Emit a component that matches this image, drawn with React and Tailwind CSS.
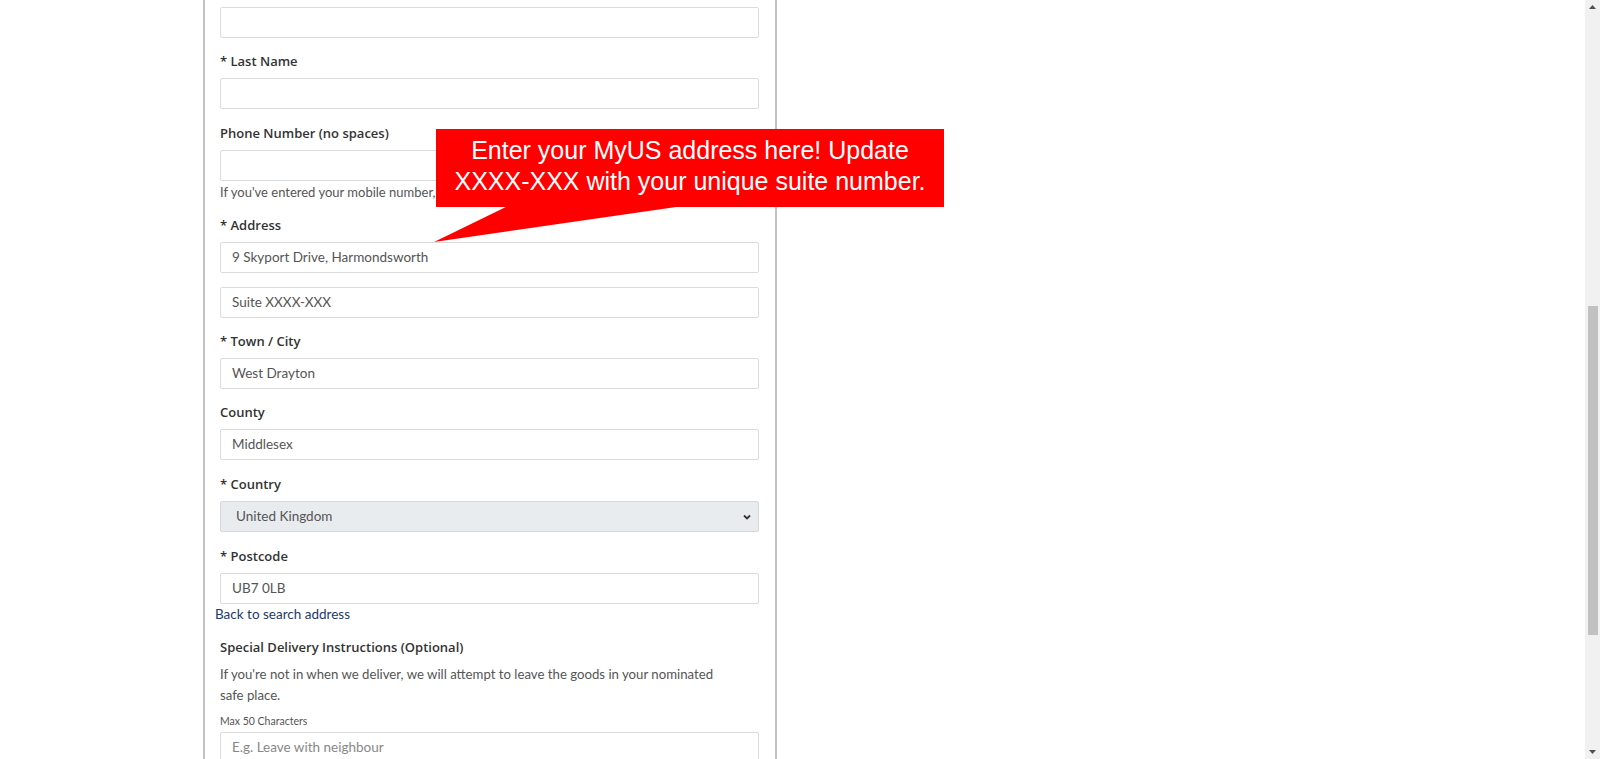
import React from 'react'

const font = { fontFamily: 'Lato, "Noto Sans", Arial, sans-serif' }
const labelFont = { fontFamily: '"Open Sans", Lato, Arial, sans-serif' }

const Label = ({ children }) => (
  <div className="text-[13px] leading-[18px] font-semibold text-[#333] mb-[8px]" style={labelFont}>{children}</div>
)

const Input = ({ value, placeholder, className = '' }) => (
  <div className={`h-[31px] border border-[#dcdcdc] rounded-[2px] bg-white px-[11px] flex items-center text-[13.5px] ${className}`}>
    {value ? <span className="text-[#555]">{value}</span> : <span className="text-[#888]">{placeholder}</span>}
  </div>
)

const Field = ({ label, value, gap = 'mb-[15px]' }) => (
  <div className={gap}>
    <Label>{label}</Label>
    <Input value={value} />
  </div>
)

function Callout() {
  return (
    <div className="absolute left-[436px] top-[129px] w-[508px]">
      <div className="h-[78px] bg-[#ff0000] flex flex-col items-center justify-center text-white text-[25px] leading-[31px] pb-[4px]" style={{ fontFamily: '"Liberation Sans", Arial, sans-serif' }}>
        <div>Enter your MyUS address here! Update</div>
        <div>XXXX-XXX with your unique suite number.</div>
      </div>
      <svg className="absolute left-0 top-[76px] overflow-visible" width="260" height="40" viewBox="0 0 260 40">
        <polygon points="74,0 254,0 -2,37" fill="#ff0000" />
      </svg>
    </div>
  )
}

function Scrollbar() {
  return (
    <div className="w-[15px] h-full bg-[#f1f1f1] flex flex-col items-center">
      <svg width="15" height="15" viewBox="0 0 15 15"><polygon points="4,9 11,9 7.5,5" fill="#505050" /></svg>
      <div className="h-[291px]" />
      <div className="w-[10px] h-[329px] bg-[#c1c1c1]" />
      <div className="flex-1" />
      <svg width="15" height="15" viewBox="0 0 15 15"><polygon points="4,6 11,6 7.5,10" fill="#505050" /></svg>
    </div>
  )
}

export default function App() {
  return (
    <div className="h-[759px] w-full overflow-hidden flex bg-white" style={font}>
      <div className="flex-1 relative">
        <div className="ml-[203px] w-[574px] h-full border-x-2 border-[#c2c2c2] pl-[15px] pr-[16px] pt-[7px]">
          <div className="mb-[14px]">
            <Input />
          </div>
          <Field label="* Last Name" />
          <div className="mb-[15px]">
            <Label>Phone Number (no spaces)</Label>
            <Input />
            <div className="mt-[2px] text-[13px] leading-[18px] text-[#555] whitespace-nowrap">
              If you've entered your mobile number, we'll send you delivery updates by text.
            </div>
          </div>
          <div className="mb-[14px]">
            <Label>* Address</Label>
            <Input value="9 Skyport Drive, Harmondsworth" />
            <Input value="Suite XXXX-XXX" className="mt-[14px]" />
          </div>
          <Field label="* Town / City" value="West Drayton" gap="mb-[14px]" />
          <Field label="County" value="Middlesex" />
          <div className="mb-[15px]">
            <Label>* Country</Label>
            <div className="h-[31px] border border-[#d6d9dc] rounded-[2px] bg-[#e9ecef] pl-[15px] pr-[6px] flex items-center justify-between text-[13.5px] text-[#555]">
              <span>United Kingdom</span>
              <svg width="10" height="10" viewBox="0 0 10 10"><path d="M2 3.5 L5 6.5 L8 3.5" fill="none" stroke="#333" strokeWidth="1.8" /></svg>
            </div>
          </div>
          <div>
            <Label>* Postcode</Label>
            <Input value="UB7 0LB" />
            <div className="ml-[-5px] mt-[1px] text-[13.5px] leading-[18px] text-[#1f3a68]">Back to search address</div>
          </div>
          <div className="mt-[15px] text-[13px] leading-[18px] font-semibold text-[#333]" style={labelFont}>Special Delivery Instructions (Optional)</div>
          <p className="mt-[8px] text-[13.2px] leading-[21px] text-[#555] pr-[34px]">
            If you're not in when we deliver, we will attempt to leave the goods in your nominated safe place.
          </p>
          <div className="mt-[8px] text-[10.5px] leading-[14px] text-[#555] mb-[4px]">Max 50 Characters</div>
          <Input placeholder="E.g. Leave with neighbour" />
        </div>
        <Callout />
      </div>
      <Scrollbar />
    </div>
  )
}
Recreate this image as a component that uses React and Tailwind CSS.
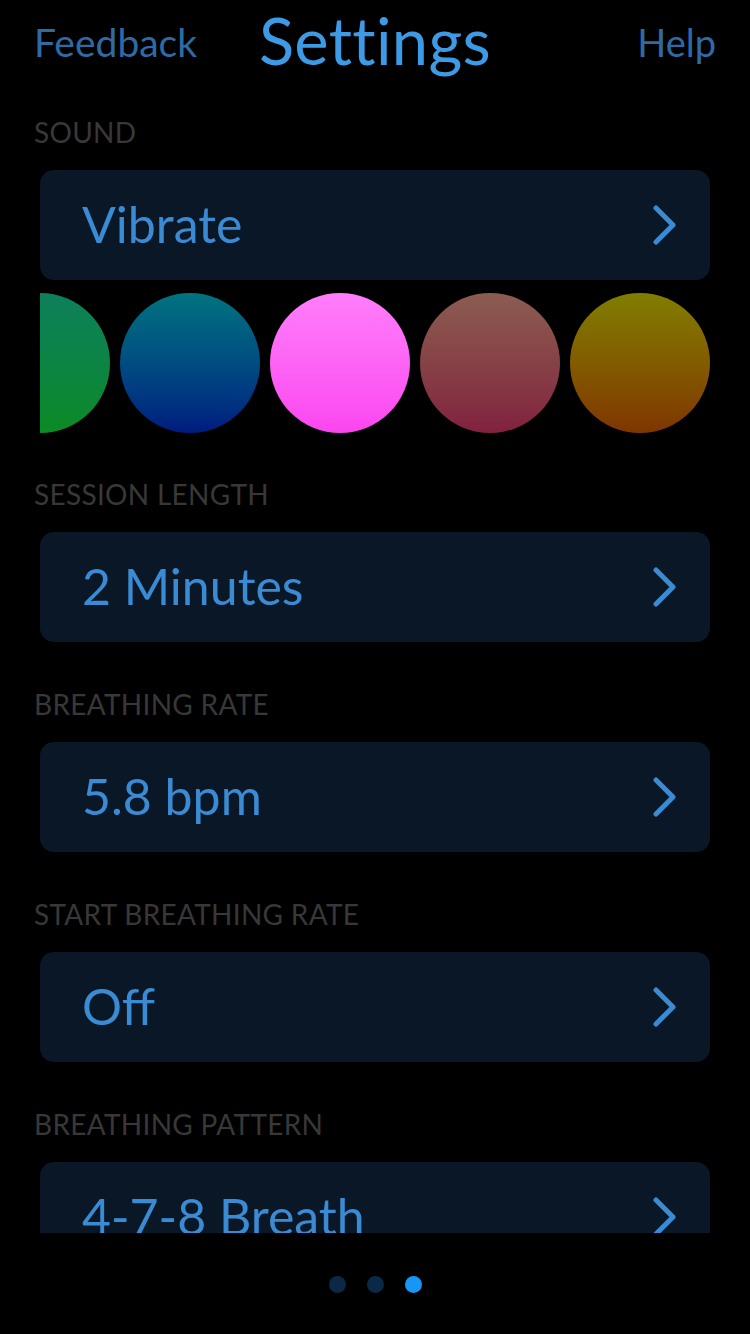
import React from 'react';

const font = { fontFamily: 'Lato, "Noto Sans", sans-serif' };

function Chevron() {
  return (
    <svg width="26" height="40" viewBox="0 0 26 40" className="shrink-0">
      <polyline
        points="4,3 21,20 4,37"
        fill="none"
        stroke="#3a8bd3"
        strokeWidth="5"
        strokeLinecap="round"
        strokeLinejoin="round"
      />
    </svg>
  );
}

function Label({ children, className = '' }) {
  return (
    <div className={`h-[62px] mb-[7px] shrink-0 flex items-center pl-[34px] text-[28px] text-[#383838] tracking-[0.3px] ${className}`}>
      {children}
    </div>
  );
}

function Row({ value }) {
  return (
    <div className="mx-[40px] h-[110px] rounded-[14px] bg-[#0a1727] flex items-center justify-between pl-[42px] pr-[32px] shrink-0">
      <span className="text-[50px] text-[#3a8bd3] leading-none pb-[2px]">{value}</span>
      <Chevron />
    </div>
  );
}

const swatches = [
  'bg-gradient-to-b from-[#0e7f5a] to-[#0c8a22]',
  'bg-gradient-to-b from-[#03737f] to-[#021a80]',
  'bg-gradient-to-b from-[#ff7dfa] to-[#fb45f0]',
  'bg-gradient-to-b from-[#8a5c50] to-[#81213f]',
  'bg-gradient-to-b from-[#7f7e00] to-[#7f3500]',
];

export default function App() {
  return (
    <div className="w-[750px] h-[1334px] bg-black overflow-hidden flex flex-col" style={font}>
      <div className="h-[1233px] overflow-hidden flex flex-col shrink-0">
        {/* header */}
        <div className="h-[101px] shrink-0 relative flex items-start justify-between px-[34px]">
          <span className="mt-[19px] text-[39px] text-[#2e6ba4] leading-[46px]">Feedback</span>
          <span className="absolute left-0 right-0 top-[2px] text-center text-[65px] text-[#3d9be6] leading-[76px] tracking-[0.3px]">Settings</span>
          <span className="mt-[19px] text-[38px] text-[#2e6ba4] leading-[46px]">Help</span>
        </div>

        <Label>SOUND</Label>
        <Row value="Vibrate" />

        <div className="mx-[40px] mt-[13px] h-[140px] overflow-hidden shrink-0">
          <div className="flex gap-[10px] -ml-[70px]">
            {swatches.map((s, i) => (
              <div key={i} className={`w-[140px] h-[140px] rounded-full shrink-0 ${s}`} />
            ))}
          </div>
        </div>

        <Label className="mt-[30px]">SESSION LENGTH</Label>
        <Row value="2 Minutes" />

        <Label className="mt-[31px]">BREATHING RATE</Label>
        <Row value="5.8 bpm" />

        <Label className="mt-[31px]">START BREATHING RATE</Label>
        <Row value="Off" />

        <Label className="mt-[31px]">BREATHING PATTERN</Label>
        <Row value="4-7-8 Breath" />
      </div>

      {/* page dots */}
      <div className="flex justify-center gap-[21px] mt-[43px]">
        <div className="w-[17px] h-[17px] rounded-full bg-[#0b2946]" />
        <div className="w-[17px] h-[17px] rounded-full bg-[#0b2946]" />
        <div className="w-[17px] h-[17px] rounded-full bg-[#1796f5]" />
      </div>
    </div>
  );
}
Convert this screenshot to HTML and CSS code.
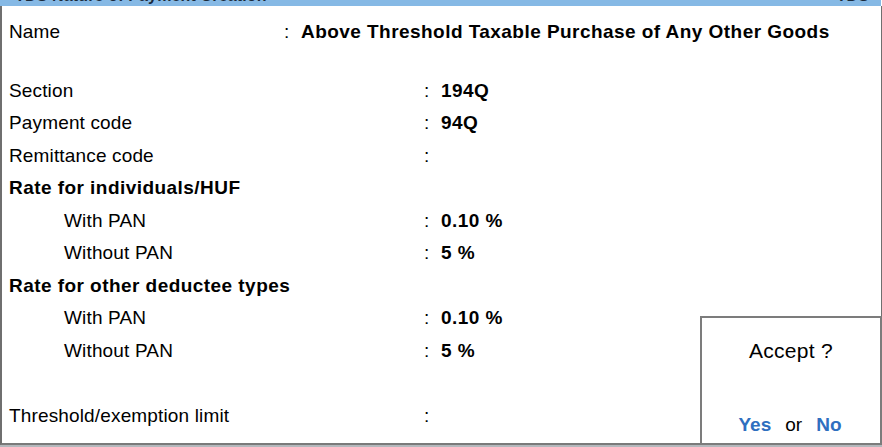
FILE: index.html
```html
<!DOCTYPE html>
<html>
<head>
<meta charset="utf-8">
<link rel="stylesheet" href="styles.css">
</head>
<body>
<div class="window">
  <div class="titlebar">
    <span class="title">TDS Nature of Payment Creation</span>
    <span class="title">TDS</span>
  </div>
  <div class="panel">
    <div class="row name-row">
      <span class="label">Name</span>
      <span class="colon">:</span>
      <span class="value">Above Threshold Taxable Purchase of Any Other Goods</span>
    </div>
    <div class="rows">
      <div class="row"><span class="label">Section</span><span class="colon">:</span><span class="value">194Q</span></div>
      <div class="row"><span class="label">Payment code</span><span class="colon">:</span><span class="value">94Q</span></div>
      <div class="row"><span class="label">Remittance code</span><span class="colon">:</span><span class="value"></span></div>
      <div class="row"><span class="label heading">Rate for individuals/HUF</span></div>
      <div class="row"><span class="label sub">With PAN</span><span class="colon">:</span><span class="value">0.10 %</span></div>
      <div class="row"><span class="label sub">Without PAN</span><span class="colon">:</span><span class="value">5 %</span></div>
      <div class="row"><span class="label heading">Rate for other deductee types</span></div>
      <div class="row"><span class="label sub">With PAN</span><span class="colon">:</span><span class="value">0.10 %</span></div>
      <div class="row"><span class="label sub">Without PAN</span><span class="colon">:</span><span class="value">5 %</span></div>
      <div class="row"></div>
      <div class="row"><span class="label">Threshold/exemption limit</span><span class="colon">:</span><span class="value"></span></div>
    </div>
    <div class="dialog">
      <div class="question">Accept ?</div>
      <div class="answers"><span class="choice">Yes</span><span class="or">or</span><span class="choice">No</span></div>
    </div>
  </div>
  <div class="footer"></div>
</div>
</body>
</html>
```
FILE: styles.css
```css
html, body {
  margin: 0;
  padding: 0;
  background: #ffffff;
}
body {
  font-family: "Liberation Sans", Arial, sans-serif;
  font-size: 19px;
  letter-spacing: 0.15px;
  color: #000000;
  width: 882px;
  height: 447px;
  overflow: hidden;
}
.window {
  display: flex;
  flex-direction: column;
  height: 447px;
}
.titlebar {
  height: 6px;
  background: #86b9e5;
  overflow: hidden;
  display: flex;
  justify-content: space-between;
  padding: 0 12px 0 15px;
  margin-right: 1px;
}
.title {
  font-weight: bold;
  font-size: 16px;
  line-height: 16px;
  margin-top: -12px;
  color: #1a2a3a;
}
.panel {
  position: relative;
  flex: 1;
  border-left: 2px solid #6f6f6f;
  border-right: 1px solid #6f6f6f;
  border-bottom: 2px solid #7a7a7a;
  padding-left: 7px;
}
.row {
  display: grid;
  grid-template-columns: 414px 18px 1fr;
  height: 32.5px;
  line-height: 32.5px;
  white-space: nowrap;
}
.name-row {
  grid-template-columns: 274px 18px 1fr;
  margin-top: 10px;
  margin-bottom: 26px;
}
.rows {
  display: flex;
  flex-direction: column;
}
.value,
.heading {
  font-weight: bold;
  letter-spacing: 0.45px;
}
.sub {
  padding-left: 55px;
}
.colon {
  padding-left: 1px;
}
.dialog {
  position: absolute;
  left: 698px;
  top: 310px;
  right: -1px;
  bottom: -2px;
  border: 2px solid #7c7c7c;
  background: #ffffff;
  display: flex;
  flex-direction: column;
  align-items: center;
  justify-content: space-between;
  padding: 20px 0 6px 0;
}
.question {
  font-size: 21px;
  letter-spacing: 0.3px;
  line-height: 26px;
}
.answers {
  display: flex;
  gap: 14px;
  font-size: 19px;
  letter-spacing: 0;
  line-height: 24px;
  padding-right: 2px;
}
.choice {
  color: #2f6fbf;
  font-weight: bold;
}
.footer {
  height: 2px;
  background: #b4b8bc;
}
```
::::
Select every line above that contains the word "Tailwind", and copy it.

▸ The output
Emit a component that matches this image, drawn with React and Tailwind CSS.
Recreate this image as a component that uses React and Tailwind CSS.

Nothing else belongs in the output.